◆ **TASK REQUIREMENTS**: Return the lines below that carry the word "styled".
# DATA EXCERPTS start
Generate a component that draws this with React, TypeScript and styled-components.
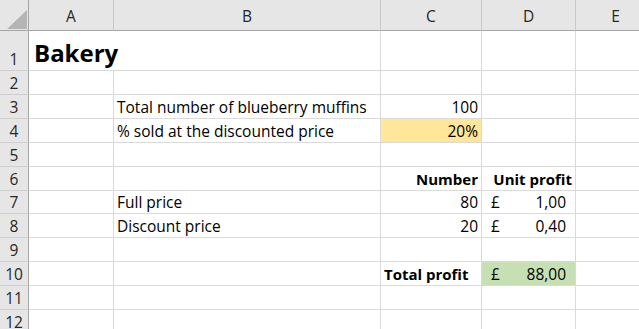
import React from "react";
import styled, { createGlobalStyle, css } from "styled-components";

const Global = createGlobalStyle`
  html, body { margin: 0; padding: 0; background: #ffffff; overflow: hidden; }
  body { font-family: "Open Sans", "Noto Sans", "Liberation Sans", sans-serif; }
`;

const Sheet = styled.div`
  display: grid;
  grid-template-columns: 29px 85px 267px 101px 94px 80px;
  grid-template-rows: 31px 40px 24px 24px 24px 24px 24px 23px 24px 24px 24px 24px 24px;
  width: 639px;
  height: 329px;
  overflow: hidden;
  background: #ffffff;
  color: #000000;
  font-size: 15.5px;
`;

const Corner = styled.div`
  box-sizing: border-box;
  background: #e6e6e6;
  border-right: 1px solid #a6a6a6;
  border-bottom: 1px solid #a6a6a6;
  display: flex;
  align-items: flex-end;
  justify-content: flex-end;
  padding: 0 1px 1px 0;
`;

const ColHead = styled.div`
  box-sizing: border-box;
  background: #e6e6e6;
  border-right: 1px solid #c9c9c9;
  border-bottom: 1px solid #a6a6a6;
  display: flex;
  align-items: center;
  justify-content: center;
  padding-top: 2px;
  color: #262626;
  font-size: 15.5px;
`;

const RowHead = styled.div`
  box-sizing: border-box;
  background: #e6e6e6;
  border-right: 1px solid #a6a6a6;
  border-bottom: 1px solid #cfcfcf;
  display: flex;
  align-items: flex-end;
  justify-content: center;
  padding-bottom: 1px;
  color: #262626;
  font-size: 15.5px;
  line-height: 20px;
`;

type CellProps = {
  $align?: "left" | "right";
  $bold?: boolean;
  $fill?: string;
  $span?: number;
};

const Cell = styled.div<CellProps>`
  box-sizing: border-box;
  border-right: 1px solid #dadada;
  border-bottom: 1px solid #dadada;
  background: ${(p) => p.$fill ?? "#ffffff"};
  display: flex;
  align-items: flex-end;
  justify-content: ${(p) => (p.$align === "right" ? "flex-end" : "flex-start")};
  padding: 0 3px 1px 3px;
  line-height: 20px;
  white-space: nowrap;
  font-weight: ${(p) => (p.$bold ? 700 : 400)};
  font-size: ${(p) => (p.$bold ? "15px" : "15.5px")};
  ${(p) =>
    p.$span &&
    css`
      grid-column: span ${p.$span};
    `}
`;

const Title = styled(Cell)`
  font-size: 24px;
  line-height: 30px;
  padding: 0 0 2px 5px;
  font-weight: 700;
`;

const AcctCell = styled(Cell)`
  justify-content: space-between;
  padding: 0 9px 1px 9px;
`;

const cols = ["A", "B", "C", "D", "E"];

type Row = {
  n: number;
  cells: React.ReactNode;
};

const Blank = ({ count }: { count: number }) => (
  <>
    {Array.from({ length: count }).map((_, i) => (
      <Cell key={i} />
    ))}
  </>
);

const rows: Row[] = [
  {
    n: 1,
    cells: (
      <>
        <Title $span={2}>Bakery</Title>
        <Blank count={3} />
      </>
    ),
  },
  { n: 2, cells: <Blank count={5} /> },
  {
    n: 3,
    cells: (
      <>
        <Cell />
        <Cell>Total number of blueberry muffins</Cell>
        <Cell $align="right">100</Cell>
        <Blank count={2} />
      </>
    ),
  },
  {
    n: 4,
    cells: (
      <>
        <Cell />
        <Cell>% sold at the discounted price</Cell>
        <Cell $align="right" $fill="#ffe699">
          20%
        </Cell>
        <Blank count={2} />
      </>
    ),
  },
  { n: 5, cells: <Blank count={5} /> },
  {
    n: 6,
    cells: (
      <>
        <Blank count={2} />
        <Cell $align="right" $bold>
          Number
        </Cell>
        <Cell $align="right" $bold>
          Unit profit
        </Cell>
        <Cell />
      </>
    ),
  },
  {
    n: 7,
    cells: (
      <>
        <Cell />
        <Cell>Full price</Cell>
        <Cell $align="right">80</Cell>
        <AcctCell>
          <span>£</span>
          <span>1,00</span>
        </AcctCell>
        <Cell />
      </>
    ),
  },
  {
    n: 8,
    cells: (
      <>
        <Cell />
        <Cell>Discount price</Cell>
        <Cell $align="right">20</Cell>
        <AcctCell>
          <span>£</span>
          <span>0,40</span>
        </AcctCell>
        <Cell />
      </>
    ),
  },
  { n: 9, cells: <Blank count={5} /> },
  {
    n: 10,
    cells: (
      <>
        <Blank count={2} />
        <Cell $bold>Total profit</Cell>
        <AcctCell $fill="#c6e0b4">
          <span>£</span>
          <span>88,00</span>
        </AcctCell>
        <Cell />
      </>
    ),
  },
  { n: 11, cells: <Blank count={5} /> },
  { n: 12, cells: <Blank count={5} /> },
];

export default function App() {
  return (
    <>
      <Global />
      <Sheet>
        <Corner>
          <svg width="20" height="19" viewBox="0 0 20 19">
            <polygon points="20,0 20,19 0,19" fill="#b5b5b5" />
          </svg>
        </Corner>
        {cols.map((c) => (
          <ColHead key={c}>{c}</ColHead>
        ))}
        {rows.map((r) => (
          <React.Fragment key={r.n}>
            <RowHead>{r.n}</RowHead>
            {r.cells}
          </React.Fragment>
        ))}
      </Sheet>
    </>
  );
}
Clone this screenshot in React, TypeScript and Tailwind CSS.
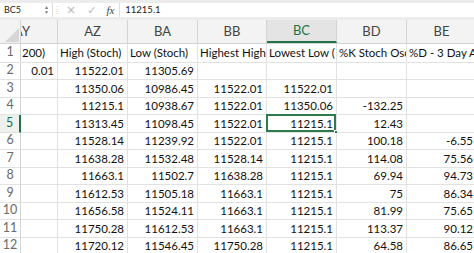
import React from 'react';

// Column headers: AY is scrolled half out of view behind the row numbers
const cols = [
  { id: 'AZ', w: 'w-[70px]' },
  { id: 'BA', w: 'w-[70px]' },
  { id: 'BB', w: 'w-[69px]' },
  { id: 'BC', w: 'w-[70px]' },
  { id: 'BD', w: 'w-[70px]' },
  { id: 'BE', w: 'w-[70px]' },
];

type Row = { ay: string; cells: string[] };

const rows: Row[] = [
  { ay: '200)', cells: ['High (Stoch)', 'Low (Stoch)', 'Highest High', 'Lowest Low (', '%K Stoch Osc', '%D - 3 Day Avg'] },
  { ay: '0.01', cells: ['11522.01', '11305.69', '', '', '', ''] },
  { ay: '', cells: ['11350.06', '10986.45', '11522.01', '11522.01', '', ''] },
  { ay: '', cells: ['11215.1', '10938.67', '11522.01', '11350.06', '-132.25', ''] },
  { ay: '', cells: ['11313.45', '11098.45', '11522.01', '11215.1', '12.43', ''] },
  { ay: '', cells: ['11528.14', '11239.92', '11522.01', '11215.1', '100.18', '-6.55'] },
  { ay: '', cells: ['11638.28', '11532.48', '11528.14', '11215.1', '114.08', '75.56'] },
  { ay: '', cells: ['11663.1', '11502.7', '11638.28', '11215.1', '69.94', '94.73'] },
  { ay: '', cells: ['11612.53', '11505.18', '11663.1', '11215.1', '75', '86.34'] },
  { ay: '', cells: ['11656.58', '11524.11', '11663.1', '11215.1', '81.99', '75.65'] },
  { ay: '', cells: ['11750.28', '11612.53', '11663.1', '11215.1', '113.37', '90.12'] },
  { ay: '', cells: ['11720.12', '11546.45', '11750.28', '11215.1', '64.58', '86.65'] },
];

function FormulaBar() {
  return (
    <div className="h-[20px] bg-[#ececec] pt-[3px]">
      <div className="h-[14px] bg-white flex items-center text-[#222]">
        <div className="w-[53px] h-full flex items-center justify-between pl-[4px] pr-[3px] border-r border-[#dcdcdc]">
          <span className="text-[9px] font-['Lato',sans-serif]">BC5</span>
          <span className="flex flex-col leading-none text-[5px] text-[#777]">
            <span>▲</span>
            <span>▼</span>
          </span>
        </div>
        <span className="ml-[3px] text-[8px] text-[#c8c8c8] leading-none">⁞</span>
        <span className="ml-[8px] text-[12px] text-[#b8b8b8] leading-none font-['DejaVu_Sans',sans-serif]">×</span>
        <span className="ml-[11px] text-[11px] text-[#b8b8b8] leading-none font-['DejaVu_Sans',sans-serif]">✓</span>
        <span className="ml-[10px] text-[11px] italic text-[#444] leading-none font-['Liberation_Serif',serif]">fx</span>
        <div className="ml-[5px] h-full border-l border-[#dcdcdc]" />
        <span className="ml-[5px] text-[9.5px] font-['Lato',sans-serif]">11215.1</span>
      </div>
    </div>
  );
}

function HeaderRow() {
  return (
    <div className="flex h-[24px] bg-[#f3f3f3] border-b border-[#d4d4d4] text-[13px] text-[#444]">
      <div className="w-[21px] shrink-0 h-full flex items-end justify-end border-r border-[#d4d4d4] relative z-10 bg-[#f3f3f3]">
        <svg width="14" height="14" viewBox="0 0 14 14" className="mb-[1px] mr-[1px]">
          <polygon points="14,0 14,14 0,14" fill="#d6d6d6" />
        </svg>
      </div>
      <div className="w-[37px] shrink-0 overflow-hidden flex justify-end border-r border-[#d4d4d4]">
        <div className="w-[70px] shrink-0 flex items-center justify-center">AY</div>
      </div>
      {cols.map((c) => (
        <div
          key={c.id}
          className={`${c.w} shrink-0 flex items-center justify-center border-r border-[#d4d4d4] ${
            c.id === 'BC' ? 'bg-[#e4e4e4] border-b-2 border-b-[#217346] text-[#217346]' : ''
          }`}
        >
          {c.id}
        </div>
      ))}
    </div>
  );
}

function DataRow({ row, n }: { row: Row; n: number }) {
  const active = n === 5;
  const isHead = n === 1;
  return (
    <div className={`flex ${n === 1 ? 'h-[18.5px]' : 'h-[17.5px]'} text-[11.5px] text-[#111]`}>
      <div
        className={`w-[21px] shrink-0 flex items-center justify-center text-[12.5px] border-b border-[#e2e2e2] ${
          active ? 'text-[#217346] border-r-2 border-r-[#217346] bg-[#eef2ee]' : 'text-[#6a6a6a] border-r border-r-[#d4d4d4]'
        }`}
      >
        {n}
      </div>
      <div
        className={`w-[37px] shrink-0 flex items-center overflow-hidden whitespace-nowrap border-r border-b border-[#e2e2e2] ${
          isHead ? 'justify-start pl-[1px]' : 'justify-end pr-[3px]'
        }`}
      >
        {row.ay}
      </div>
      {row.cells.map((v, i) => {
        const selected = active && cols[i].id === 'BC';
        return (
          <div
            key={i}
            className={`${cols[i].w} shrink-0 relative flex items-center overflow-hidden whitespace-nowrap border-r border-b border-[#e2e2e2] ${
              isHead ? 'justify-start pl-[2px]' : 'justify-end pr-[3px]'
            } ${selected ? 'overflow-visible' : ''}`}
          >
            {v}
            {selected && (
              <>
                <div className="absolute -left-[1px] -top-[1px] right-0 bottom-0 border-2 border-[#2f7a4c]" />
                <div className="absolute -right-[2px] -bottom-[2px] w-[4px] h-[4px] bg-[#2f7a4c] border border-white" />
              </>
            )}
          </div>
        );
      })}
    </div>
  );
}

export default function App() {
  return (
    <div className="w-[474px] h-[253px] overflow-hidden bg-white font-['Lato',sans-serif]">
      <FormulaBar />
      <HeaderRow />
      <div>
        {rows.map((r, i) => (
          <DataRow key={i} row={r} n={i + 1} />
        ))}
      </div>
    </div>
  );
}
# DATA EXCERPTS end
◆ **ANSWER TO THE PROBLEM**:
Generate a component that draws this with React, TypeScript and styled-components.
import styled, { createGlobalStyle, css } from "styled-components";
const Sheet = styled.div`
const Corner = styled.div`
const ColHead = styled.div`
const RowHead = styled.div`
const Cell = styled.div<CellProps>`
const Title = styled(Cell)`
const AcctCell = styled(Cell)`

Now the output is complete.